MATERIAL SUPPLIED:

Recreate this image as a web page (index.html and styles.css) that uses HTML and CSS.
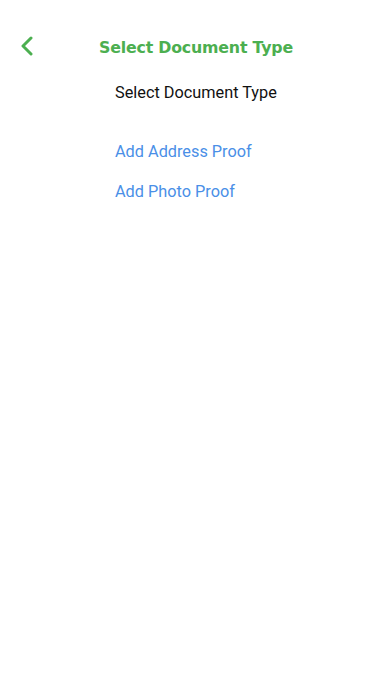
FILE: index.html
```html
<!DOCTYPE html>
<html lang="en">
    <head>
        <meta charset="UTF-8">
        <meta name="viewport" content="width=device-width, initial-scale=1.0">
        <title>Select Document Type</title>
        <link rel="stylesheet" href="styles.css">
    </head>
    <body>
        <div class="header">
            <a class="back" href="#">
                <svg width="14" height="20" viewBox="0 0 14 20">
                    <path d="M11 2 L3 10 L11 18" fill="none" stroke="#4caf50" stroke-width="3" stroke-linecap="round" stroke-linejoin="round"/>
                </svg>
            </a>
            <h1>Select Document Type</h1>
        </div>
        <div class="content">
            <p class="label">Select Document Type</p>
            <ul class="options">
                <li><a href="#">Add Address Proof</a></li>
                <li><a href="#">Add Photo Proof</a></li>
            </ul>
        </div>
    </body>
</html>
```

FILE: styles.css
```css
body {
    margin: 0;
    padding: 0;
    background-color: #fff;
    font-family: Roboto, "Liberation Sans", sans-serif;
}

.header {
    position: relative;
    height: 52px;
    margin-top: 20px;
    display: flex;
    align-items: center;
    justify-content: center;
}

.back {
    position: absolute;
    left: 20px;
    top: 16px;
    display: flex;
}

h1 {
    margin: 2px 0 0;
    font-family: "DejaVu Sans", sans-serif;
    font-size: 15.8px;
    font-weight: bold;
    color: #4caf50;
    letter-spacing: -0.2px;
}

.content {
    padding-left: 115px;
}

.label {
    margin: 11px 0 0;
    font-size: 16.3px;
    color: #111;
}

.options {
    list-style: none;
    margin: 40px 0 0;
    padding: 0;
}

.options li {
    height: 40px;
}

.options a {
    font-size: 16.3px;
    color: #4a8fe7;
    text-decoration: none;
}
```
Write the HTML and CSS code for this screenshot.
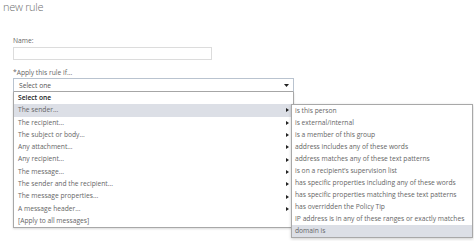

AIM OF THE EXERCISE: List every line above that contains the word "index".

OUTPUT FOR THIS TASK:
Recreate this image as a web page (index.html and styles.css) that uses HTML and CSS.
FILE: index.html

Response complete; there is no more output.